--- Begin PROVIDED DATA ---
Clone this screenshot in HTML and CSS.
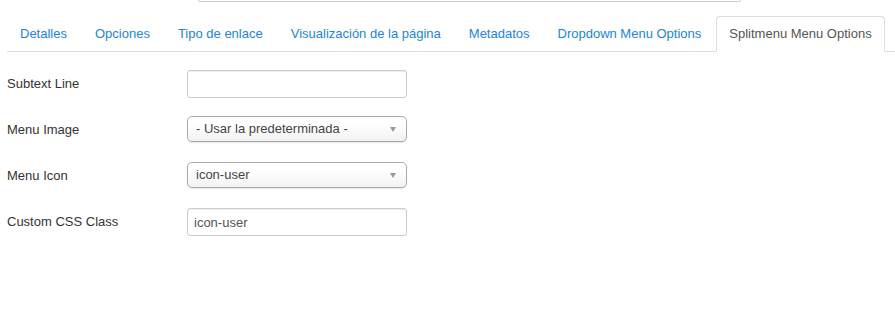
FILE: index.html
```html
<!DOCTYPE html>
<html lang="es">
<head>
<meta charset="UTF-8">
<meta name="viewport" content="width=device-width, initial-scale=1.0">
<title>Splitmenu Menu Options</title>
<link rel="stylesheet" href="styles.css">
</head>
<body>

<div class="caja-superior"></div>

<div class="contenido">
    <ul class="pestanas">
        <li><a href="#">Detalles</a></li>
        <li><a href="#">Opciones</a></li>
        <li><a href="#">Tipo de enlace</a></li>
        <li><a href="#">Visualización de la página</a></li>
        <li><a href="#">Metadatos</a></li>
        <li><a href="#">Dropdown Menu Options</a></li>
        <li class="activa"><a href="#">Splitmenu Menu Options</a></li>
    </ul>

    <form class="formulario">
        <div class="grupo">
            <label for="subtext">Subtext Line</label>
            <input type="text" id="subtext" class="campo">
        </div>
        <div class="grupo">
            <label>Menu Image</label>
            <div class="selector">
                <span>- Usar la predeterminada -</span>
                <b class="flecha"></b>
            </div>
        </div>
        <div class="grupo">
            <label>Menu Icon</label>
            <div class="selector">
                <span>icon-user</span>
                <b class="flecha"></b>
            </div>
        </div>
        <div class="grupo">
            <label for="css_class">Custom CSS Class</label>
            <input type="text" id="css_class" class="campo" value="icon-user">
        </div>
    </form>
</div>

</body>
</html>
```

FILE: styles.css
```css
body {
    margin: 0;
    font-family: "Liberation Sans", Arial, sans-serif;
    font-size: 13px;
    line-height: 18px;
    color: #333;
    background: #fff;
}
.caja-superior {
    margin-left: 198px;
    width: 541px;
    height: 1px;
    border: 1px solid #ccc;
    border-top: none;
    border-radius: 0 0 3px 3px;
}
.contenido {
    padding-left: 7px;
}
.pestanas {
    display: flex;
    list-style: none;
    margin: 14px 0 18px;
    padding: 0;
    border-bottom: 1px solid #ddd;
}
.pestanas li {
    margin-bottom: -1px;
    margin-right: 2px;
}
.pestanas a {
    display: block;
    padding: 8px 12px;
    line-height: 18px;
    border: 1px solid transparent;
    border-radius: 4px 4px 0 0;
    color: #2384d3;
    text-decoration: none;
}
.pestanas .activa a {
    color: #555;
    background: #fff;
    border-color: #ddd #ddd transparent;
}
.grupo {
    display: flex;
    align-items: flex-start;
    min-height: 28px;
    margin-bottom: 18px;
}
.grupo label {
    width: 180px;
    padding-top: 5px;
}
.campo {
    box-sizing: border-box;
    width: 220px;
    height: 28px;
    padding: 4px 6px;
    border: 1px solid #ccc;
    border-radius: 3px;
    font-family: inherit;
    font-size: 13px;
    color: #555;
    box-shadow: inset 0 1px 1px rgba(0, 0, 0, 0.075);
}
.selector {
    box-sizing: border-box;
    display: flex;
    align-items: center;
    justify-content: space-between;
    width: 220px;
    height: 26px;
    padding: 0 10px 0 8px;
    border: 1px solid #aaa;
    border-radius: 5px;
    background: linear-gradient(#fff 30%, #f2f2f2 100%);
    box-shadow: 0 1px 1px rgba(0, 0, 0, 0.1);
    color: #444;
}
.flecha {
    width: 0;
    height: 0;
    border-left: 3px solid transparent;
    border-right: 3px solid transparent;
    border-top: 5px solid #999;
}
```
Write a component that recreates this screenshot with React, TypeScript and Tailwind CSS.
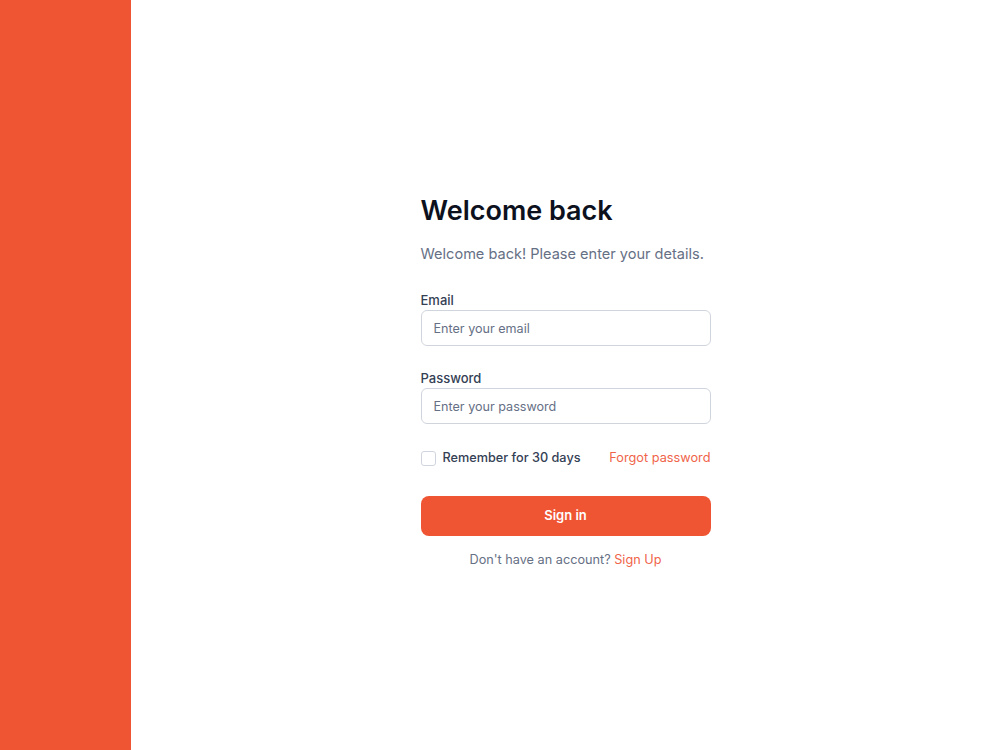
--- End PROVIDED DATA ---
#### TASK GOAL
Repeat everything in the records precisely. Images are excluded from the copy.

#### RESPONSE TO THE TASK
Clone this screenshot in HTML and CSS.
FILE: index.html
```html
<!DOCTYPE html>
<html lang="es">
<head>
<meta charset="UTF-8">
<meta name="viewport" content="width=device-width, initial-scale=1.0">
<title>Splitmenu Menu Options</title>
<link rel="stylesheet" href="styles.css">
</head>
<body>

<div class="caja-superior"></div>

<div class="contenido">
    <ul class="pestanas">
        <li><a href="#">Detalles</a></li>
        <li><a href="#">Opciones</a></li>
        <li><a href="#">Tipo de enlace</a></li>
        <li><a href="#">Visualización de la página</a></li>
        <li><a href="#">Metadatos</a></li>
        <li><a href="#">Dropdown Menu Options</a></li>
        <li class="activa"><a href="#">Splitmenu Menu Options</a></li>
    </ul>

    <form class="formulario">
        <div class="grupo">
            <label for="subtext">Subtext Line</label>
            <input type="text" id="subtext" class="campo">
        </div>
        <div class="grupo">
            <label>Menu Image</label>
            <div class="selector">
                <span>- Usar la predeterminada -</span>
                <b class="flecha"></b>
            </div>
        </div>
        <div class="grupo">
            <label>Menu Icon</label>
            <div class="selector">
                <span>icon-user</span>
                <b class="flecha"></b>
            </div>
        </div>
        <div class="grupo">
            <label for="css_class">Custom CSS Class</label>
            <input type="text" id="css_class" class="campo" value="icon-user">
        </div>
    </form>
</div>

</body>
</html>
```

FILE: styles.css
```css
body {
    margin: 0;
    font-family: "Liberation Sans", Arial, sans-serif;
    font-size: 13px;
    line-height: 18px;
    color: #333;
    background: #fff;
}
.caja-superior {
    margin-left: 198px;
    width: 541px;
    height: 1px;
    border: 1px solid #ccc;
    border-top: none;
    border-radius: 0 0 3px 3px;
}
.contenido {
    padding-left: 7px;
}
.pestanas {
    display: flex;
    list-style: none;
    margin: 14px 0 18px;
    padding: 0;
    border-bottom: 1px solid #ddd;
}
.pestanas li {
    margin-bottom: -1px;
    margin-right: 2px;
}
.pestanas a {
    display: block;
    padding: 8px 12px;
    line-height: 18px;
    border: 1px solid transparent;
    border-radius: 4px 4px 0 0;
    color: #2384d3;
    text-decoration: none;
}
.pestanas .activa a {
    color: #555;
    background: #fff;
    border-color: #ddd #ddd transparent;
}
.grupo {
    display: flex;
    align-items: flex-start;
    min-height: 28px;
    margin-bottom: 18px;
}
.grupo label {
    width: 180px;
    padding-top: 5px;
}
.campo {
    box-sizing: border-box;
    width: 220px;
    height: 28px;
    padding: 4px 6px;
    border: 1px solid #ccc;
    border-radius: 3px;
    font-family: inherit;
    font-size: 13px;
    color: #555;
    box-shadow: inset 0 1px 1px rgba(0, 0, 0, 0.075);
}
.selector {
    box-sizing: border-box;
    display: flex;
    align-items: center;
    justify-content: space-between;
    width: 220px;
    height: 26px;
    padding: 0 10px 0 8px;
    border: 1px solid #aaa;
    border-radius: 5px;
    background: linear-gradient(#fff 30%, #f2f2f2 100%);
    box-shadow: 0 1px 1px rgba(0, 0, 0, 0.1);
    color: #444;
}
.flecha {
    width: 0;
    height: 0;
    border-left: 3px solid transparent;
    border-right: 3px solid transparent;
    border-top: 5px solid #999;
}
```
Write a component that recreates this screenshot with React, TypeScript and Tailwind CSS.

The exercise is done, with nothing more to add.